You’ve got to believe that catching the Buckeyes unawares early in the season rather than late would be better from an upset standpoint, and so Week 2’s foe UCF comes into the picture.
First you’ve got the inherent attitude of, “UCF, who are they?” Yes, the cover of just another acronym team from Florida (USF, FIA, FAU, UCF…) makes it seem like the “real” season is further down on the horizon.
Next, you’ve got a team a UCF squad that was young last season (but straight off an 11-win, C-USA title run in 2010) but still managed to earn a No. 16 ranking nationally in rushing defense.
If the Knights can manage to shut down the Ohio State rushing attack, force Miller to throw the pill to win and get a few lucky breaks…it's lights out in Columbus in a devastating scenario.
Another potential option for a similar development would be the Week 3 meeting with Cal in the Horsehoe.
Nebraska dropping the season opener to Southern Miss may well be the least likely upset on our list.
Sure, Southern Miss shocked Houston in the C-USA championship game last season, but this is a squad that returns only 12 starters (No. 96 nationally) and will hit the field in 2012 without their coach Larry Fedora who took the North Carolina job.

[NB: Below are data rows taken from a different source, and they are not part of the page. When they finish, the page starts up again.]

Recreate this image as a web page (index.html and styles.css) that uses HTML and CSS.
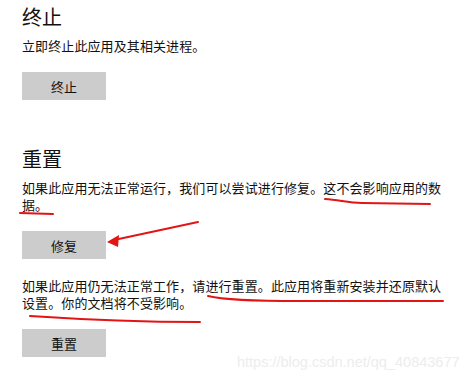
FILE: index.html
```html
<!DOCTYPE html>
<html>
  <head>
    <meta charset="utf-8">
    <title>应用设置</title>
    <link rel="stylesheet" href="styles.css">
  </head>
  <body>
    <div class="page">
      <h2 class="title">终止</h2>
      <p class="desc">立即终止此应用及其相关进程。</p>
      <button class="btn">终止</button>

      <h2 class="title title-gap">重置</h2>
      <p class="desc">如果此应用无法正常运行，我们可以尝试进行修复。这不会影响应用的数据。</p>
      <button class="btn">修复</button>

      <p class="desc desc-gap">如果此应用仍无法正常工作，请进行重置。此应用将重新安装并还原默认设置。你的文档将不受影响。</p>
      <button class="btn">重置</button>
    </div>

    <!-- red marks drawn over the screenshot -->
    <svg class="marks" width="474" height="387" viewBox="0 0 474 387">
      <g fill="none" stroke="#e31414" stroke-width="2" stroke-linecap="round">
        <path d="M325 199 C340 200 348 203 362 203 L430 204"/>
        <path d="M20 213 L53 214"/>
        <path d="M198 222 L114 240"/>
        <path d="M208 296 C225 300 250 301 300 301 L443 301"/>
        <path d="M30 316 C60 318 120 322 200 322"/>
      </g>
      <polygon points="107,242 119,235 118,247" fill="#e31414"/>
    </svg>
    <div class="watermark">https://blog.csdn.net/qq_40843677</div>
  </body>
</html>
```
FILE: styles.css
```css
* {
box-sizing: border-box;
}
html, body {
margin: 0;
background: #ffffff;
}
body {
position: relative;
width: 474px;
height: 387px;
overflow: hidden;
font-family: "Noto Sans CJK SC", "Noto Sans", sans-serif;
color: #111111;
}
.page {
padding: 5px 0 0 22px;
width: 448px;
}
.title {
margin: 0;
font-size: 20px;
font-weight: normal;
line-height: 24px;
}
.title-gap {
margin-top: 47px;
}
.desc {
margin: 8px 0 0 0;
width: 426px;
font-size: 13px;
letter-spacing: 0.1px;
line-height: 17px;
}
.desc-gap {
margin-top: 18px;
}
.btn {
display: block;
margin-top: 18px;
width: 84px;
height: 28px;
border: 0;
padding: 0;
background-color: #cccccc;
font-family: inherit;
font-size: 13px;
color: #111111;
}
.marks {
position: absolute;
top: 0;
left: 0;
}
.watermark {
position: absolute;
left: 237px;
top: 354px;
font-family: "Liberation Sans", Arial, sans-serif;
font-size: 14.5px;
color: #ededed;
}
```
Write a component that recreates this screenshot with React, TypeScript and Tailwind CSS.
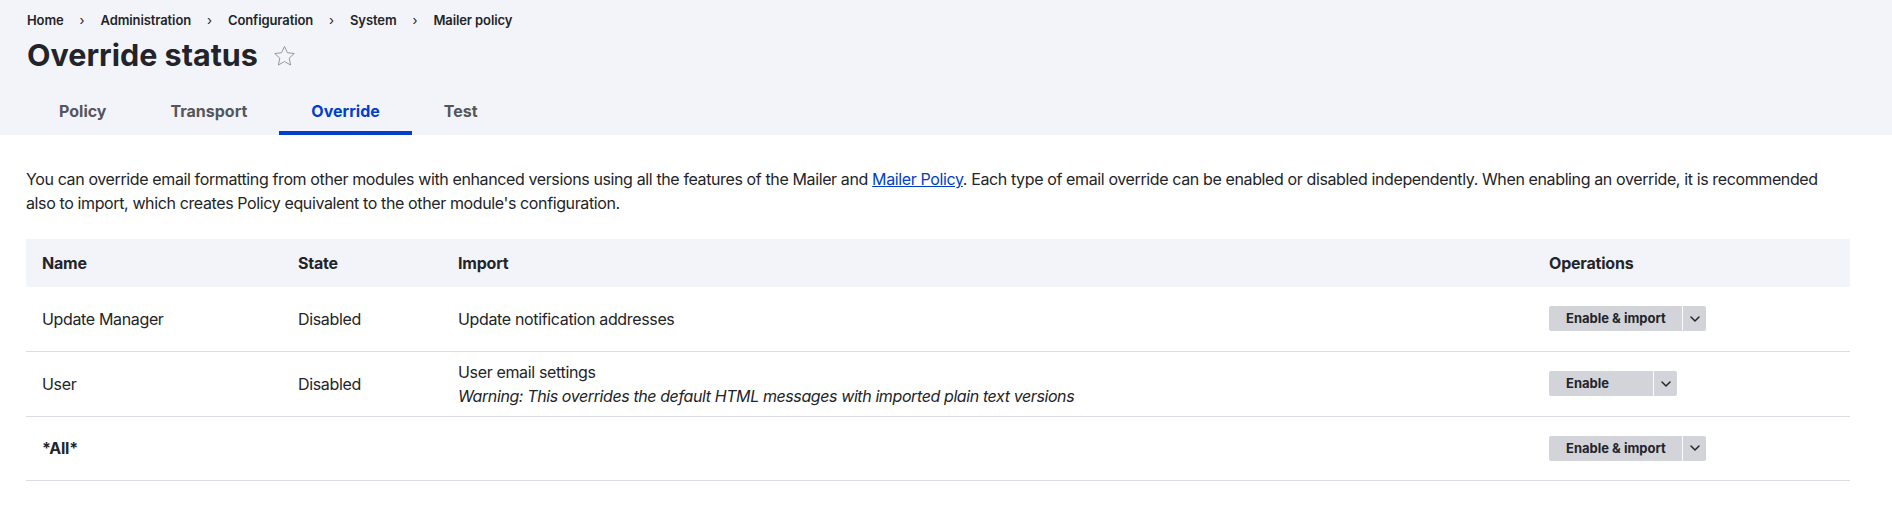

Despite all this, the Golden Eagles match up nicely with the Huskers, and if Nebraska’s not prepared, the Huskers may struggle to knock off a squad that has had eight months to think about building on a 12-win campaign.
Southern Miss’s No. 24 nationally ranked rush defense from last season makes an interesting dance partner for Nebraska’s run-centric offense (try No. 15 in rushing vs. No. 104 in passing) as does the Golden Eagles No. 20 ranked rush offense versus the Huskers No. 51 ranked run “D.”
Forcing QB Taylor Martinez (as is the case with Braxton Miller and Denard Robinson) to win through the air and then score like crazy is an all too obvious game plan, but it can be accomplished.
The bottom line is, Nebraska is a better football team and that all comes down to superior recruiting opportunities and therefore the talent pool…but that doesn’t mean it couldn’t or wouldn’t happen.
Don’t think so?
Well, the last time the two teams squared off, a 2004 meeting in Lincoln, Southern Miss won 21-17.